On Thu, Sep 17, 2015 at 08:09:19PM +0200, Oleg Nesterov wrote:
> On 09/17, Dmitry Vyukov wrote:
> >
> > I can update the patch description, but let me explain it here first.
> 
> Yes thanks.
> 
> > Here is the essence of what happens:
> 
> Aha, so you really meant that 2 put_pid's can race with each other,
> 
> > // thread 1
> > 1: pid->foo = 1; // foo is the first word of pid object
> > // then it does put_pid
> > 2: atomic_dec_and_test(&pid->count) // decrements count to 1 and
> > returns false so the function returns
> >
> > // thread 2
> > // executes put_pid
> > 3: atomic_load(&pid->count); // returns 1, so proceed to kmem_cache_free
> > // then kmem_cache_free does:
> > 4: *(void**)pid = head->freelist;
> > 5: head->freelist = (void*)pid;
> >
> > This can be executed as:
> >
> > 4: *(void**)pid = head->freelist;
> > 1: pid->foo = 1; // foo is the first word of pid object
> > 2: atomic_dec_and_test(&pid->count) // decrements count to 1 and
> > returns false so the function returns
> > 3: atomic_load(&pid->count); // returns 1, so proceed to kmem_cache_free
> > 5: head->freelist = (void*)pid;
> 
> Unless I am totally confused, everything is simpler. We can forget
> about the hoisting, freelist, etc.
> 
> Thread 2 can see the result of atomic_dec_and_test(), but not the
> result of "pid->foo = 1". In this case in can free the object which
> can be re-allocated _before_ STORE(pid->foo) completes. Of course,
> this would be really bad.
> 
> I need to recheck, but afaics this is not possible. This optimization
> is fine, but probably needs a comment.

For sure, this code doesn't make any sense to me.

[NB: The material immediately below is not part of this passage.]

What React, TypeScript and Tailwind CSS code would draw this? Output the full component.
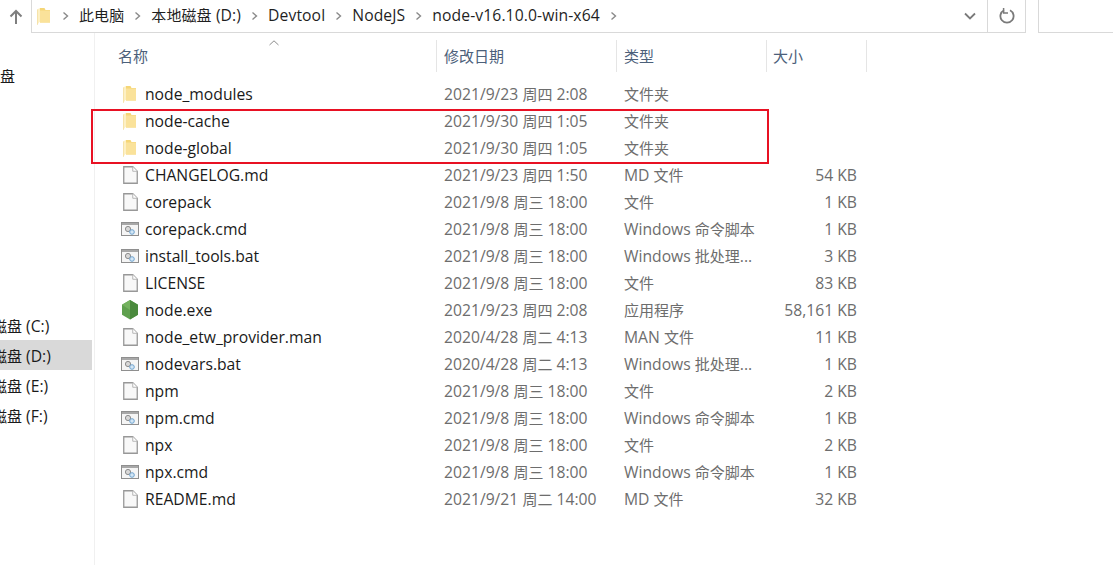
const fontStack = { fontFamily: '"Open Sans", "Noto Sans CJK SC", sans-serif' }

type Kind = "folder" | "file" | "cmd" | "node"

const rows: { name: string; date: string; type: string; size?: string; kind: Kind }[] = [
  { name: "node_modules", date: "2021/9/23 周四 2:08", type: "文件夹", kind: "folder" },
  { name: "node-cache", date: "2021/9/30 周四 1:05", type: "文件夹", kind: "folder" },
  { name: "node-global", date: "2021/9/30 周四 1:05", type: "文件夹", kind: "folder" },
  { name: "CHANGELOG.md", date: "2021/9/23 周四 1:50", type: "MD 文件", size: "54 KB", kind: "file" },
  { name: "corepack", date: "2021/9/8 周三 18:00", type: "文件", size: "1 KB", kind: "file" },
  { name: "corepack.cmd", date: "2021/9/8 周三 18:00", type: "Windows 命令脚本", size: "1 KB", kind: "cmd" },
  { name: "install_tools.bat", date: "2021/9/8 周三 18:00", type: "Windows 批处理...", size: "3 KB", kind: "cmd" },
  { name: "LICENSE", date: "2021/9/8 周三 18:00", type: "文件", size: "83 KB", kind: "file" },
  { name: "node.exe", date: "2021/9/23 周四 2:08", type: "应用程序", size: "58,161 KB", kind: "node" },
  { name: "node_etw_provider.man", date: "2020/4/28 周二 4:13", type: "MAN 文件", size: "11 KB", kind: "file" },
  { name: "nodevars.bat", date: "2020/4/28 周二 4:13", type: "Windows 批处理...", size: "1 KB", kind: "cmd" },
  { name: "npm", date: "2021/9/8 周三 18:00", type: "文件", size: "2 KB", kind: "file" },
  { name: "npm.cmd", date: "2021/9/8 周三 18:00", type: "Windows 命令脚本", size: "1 KB", kind: "cmd" },
  { name: "npx", date: "2021/9/8 周三 18:00", type: "文件", size: "2 KB", kind: "file" },
  { name: "npx.cmd", date: "2021/9/8 周三 18:00", type: "Windows 命令脚本", size: "1 KB", kind: "cmd" },
  { name: "README.md", date: "2021/9/21 周二 14:00", type: "MD 文件", size: "32 KB", kind: "file" },
]

const crumbs = ["此电脑", "本地磁盘 (D:)", "Devtool", "NodeJS", "node-v16.10.0-win-x64"]

const drives = [
  { label: "本地磁盘 (C:)" },
  { label: "本地磁盘 (D:)", active: true },
  { label: "本地磁盘 (E:)" },
  { label: "本地磁盘 (F:)" },
]

// latin runs sit a bit larger than the CJK ones, closer to the original UI font
function Mixed({ text }: { text: string }) {
  return (
    <>
      {text.split(/([\u4e00-\u9fff]+)/).map((part, i) =>
        i % 2 === 1 ? (
          <span key={i}>{part}</span>
        ) : (
          <span key={i} className="text-[15.7px]">
            {part}
          </span>
        )
      )}
    </>
  )
}

function FolderIcon() {
  return (
    <svg width="13" height="17" viewBox="0 0 13 17" className="shrink-0">
      <path d="M3 0h4.5l1 2H13v12.5H3z" fill="#f5d677" />
      <path d="M3 2.5h10v12H3z" fill="#fae29a" />
      <path d="M0 1.5L3 0v13.5L0 17z" fill="#fdf0c4" />
      <path d="M0 1.5V17" stroke="#ecd085" strokeWidth="0.8" />
    </svg>
  )
}

function FileIcon() {
  return (
    <svg width="15" height="18" viewBox="0 0 15 18" className="shrink-0">
      <path d="M.75 .75h9l4.5 4.5v12h-13.5z" fill="#f8f8f8" stroke="#989898" strokeWidth="1.3" />
      <path d="M9.75 .75v4.5h4.5" fill="#fff" stroke="#b5b5b5" />
    </svg>
  )
}

function CmdIcon() {
  return (
    <svg width="18" height="14" viewBox="0 0 18 14" className="shrink-0">
      <rect x=".5" y=".5" width="17" height="13" fill="#f5f5f5" stroke="#8f8f8f" />
      <rect x="1" y="1" width="16" height="2" fill="#a8a8a8" />
      <circle cx="7" cy="7" r="2.6" fill="#d8d8d8" stroke="#8c8c8c" />
      <circle cx="11" cy="10" r="2.3" fill="#d3e6f5" stroke="#6fa3cf" />
    </svg>
  )
}

function NodeIcon() {
  return (
    <svg width="18" height="20" viewBox="0 0 18 20" className="shrink-0">
      <path d="M9 0l8 4.7v10L9 19.5 1 14.7v-10z" fill="#5fa04e" />
      <path d="M9 0l8 4.7v10L9 19.5z" fill="#4b8a3d" />
      <path d="M1 4.7L9 0v10z" fill="#74b25f" />
    </svg>
  )
}

function RowIcon({ kind }: { kind: Kind }) {
  if (kind === "folder") return <FolderIcon />
  if (kind === "file") return <FileIcon />
  if (kind === "cmd") return <CmdIcon />
  return <NodeIcon />
}

function Chevron() {
  return (
    <svg width="27" height="12" viewBox="0 0 27 12" className="shrink-0">
      <path d="M11.5 2.5l4 3.5-4 3.5" fill="none" stroke="#8a8a8a" strokeWidth="1.4" />
    </svg>
  )
}

export default function App() {
  return (
    <div className="flex h-[565px] w-[1113px] flex-col overflow-hidden bg-white text-[15px]" style={fontStack}>
      <div className="flex h-[33px] shrink-0">
        <div className="flex w-[31px] items-center justify-center">
          <svg width="14" height="16" viewBox="0 0 14 16">
            <path d="M7 15V2M1.5 7.5L7 2l5.5 5.5" fill="none" stroke="#7f7f7f" strokeWidth="2" />
          </svg>
        </div>
        <div className="flex w-[995px] items-center border-r border-b border-l border-[#d9d9d9]">
          <div className="ml-[5px] mr-[2px]">
            <FolderIcon />
          </div>
          <Chevron />
          {crumbs.map((c) => (
            <div key={c} className="flex items-center whitespace-nowrap tracking-[0.1px] text-[#1f1f1f]">
              <span>
                <Mixed text={c} />
              </span>
              <Chevron />
            </div>
          ))}
          <div className="flex flex-1 justify-end pr-[11px]">
            <svg width="12" height="8" viewBox="0 0 12 8">
              <path d="M1 1.5l5 5 5-5" fill="none" stroke="#7a7a7a" strokeWidth="1.8" />
            </svg>
          </div>
          <div className="flex h-full w-[38px] items-center justify-center border-l border-[#d9d9d9]">
            <svg width="16" height="16" viewBox="0 0 16 16">
              <path d="M5 2.2a6.6 6.6 0 1 0 6 0" fill="none" stroke="#7a7a7a" strokeWidth="1.8" />
              <path d="M4.6 0v5H9" fill="none" stroke="#7a7a7a" strokeWidth="1.5" />
            </svg>
          </div>
        </div>
        <div className="ml-[12px] flex-1 border-b border-l border-[#d9d9d9]" />
      </div>

      <div className="flex flex-1">
        <div className="w-[95px] shrink-0 border-r border-[#f0f0f0] text-[#1a1a1a]">
          <div className="mt-[27px] mb-[220px] flex h-[30px] w-[92px] items-center overflow-hidden whitespace-nowrap pt-[2px]">
            <span className="-ml-[15px]">网盘</span>
          </div>
          {drives.map((d) => (
            <div
              key={d.label}
              className={`flex h-[30px] w-[92px] items-center overflow-hidden whitespace-nowrap pt-[3px] ${d.active ? "bg-[#d9d9d9]" : ""}`}
            >
              <span className="-ml-[38px]">
                <Mixed text={d.label} />
              </span>
            </div>
          ))}
        </div>

        <div className="relative flex-1">
          <div className="relative mt-[7px] mb-[9px] grid h-[32px] grid-cols-[342px_180px_150px_100px] text-[#4c607a]">
            <div className="flex items-center border-r border-[#e5e5e5] pl-[23px]">名称</div>
            <div className="flex items-center border-r border-[#e5e5e5] pl-[7px]">修改日期</div>
            <div className="flex items-center border-r border-[#e5e5e5] pl-[7px]">类型</div>
            <div className="flex items-center border-r border-[#e5e5e5] pl-[6px]">大小</div>
            <svg width="10" height="6" viewBox="0 0 10 6" className="absolute top-0 left-[174px]">
              <path d="M.5 5L5 .8 9.5 5" fill="none" stroke="#8c8c8c" />
            </svg>
          </div>

          <div className="relative">
            {rows.map((r) => (
              <div key={r.name} className="grid h-[27px] grid-cols-[342px_180px_150px_100px] items-center whitespace-nowrap">
                <div className="flex items-center pl-[26px] text-[#1a1a1a]">
                  <div className="flex w-[24px] items-center">
                    <div className={r.kind === "folder" || r.kind === "file" ? "ml-[2px]" : ""}>
                      <RowIcon kind={r.kind} />
                    </div>
                  </div>
                  <span>
                    <Mixed text={r.name} />
                  </span>
                </div>
                <div className="pl-[7px] text-[#6d6d6d]">
                  <Mixed text={r.date} />
                </div>
                <div className="pl-[7px] text-[#6d6d6d]">
                  <Mixed text={r.type} />
                </div>
                <div className="pr-[10px] text-right text-[#6d6d6d]">{r.size ? <Mixed text={r.size} /> : null}</div>
              </div>
            ))}
            <div className="absolute top-[28px] left-[-4px] h-[55px] w-[678px] border-2 border-[#e81123]" />
          </div>
        </div>
      </div>
    </div>
  )
}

> We rely on delayed_put_pid()
> called by RCU. And note that nobody can write to this pid after it
> is removed from the rcu-protected list.
> 
> So I think this is false alarm, but I'll try to recheck tomorrow, it
> is too late for me today.

As an alternative patch, could we not do:

  void put_pid(struct pid *pid)
  {
	struct pid_namespace *ns;

	if (!pid)
		return;

	ns = pid->numbers[pid->level].ns;
	if ((atomic_read(&pid->count) == 1) ||
	     atomic_dec_and_test(&pid->count)) {

+		smp_read_barrier_depends(); /* ctrl-dep */

		kmem_cache_free(ns->pid_cachep, pid);
		put_pid_ns(ns);
	}
  }

That would upgrade the atomic_read() path to a full READ_ONCE_CTRL(),
and thereby avoid any of the kmem_cache_free() stores from leaking out.
And its free, except on Alpha. Whereas the atomic_read_acquire() will
generate a full memory barrier on whole bunch of archs.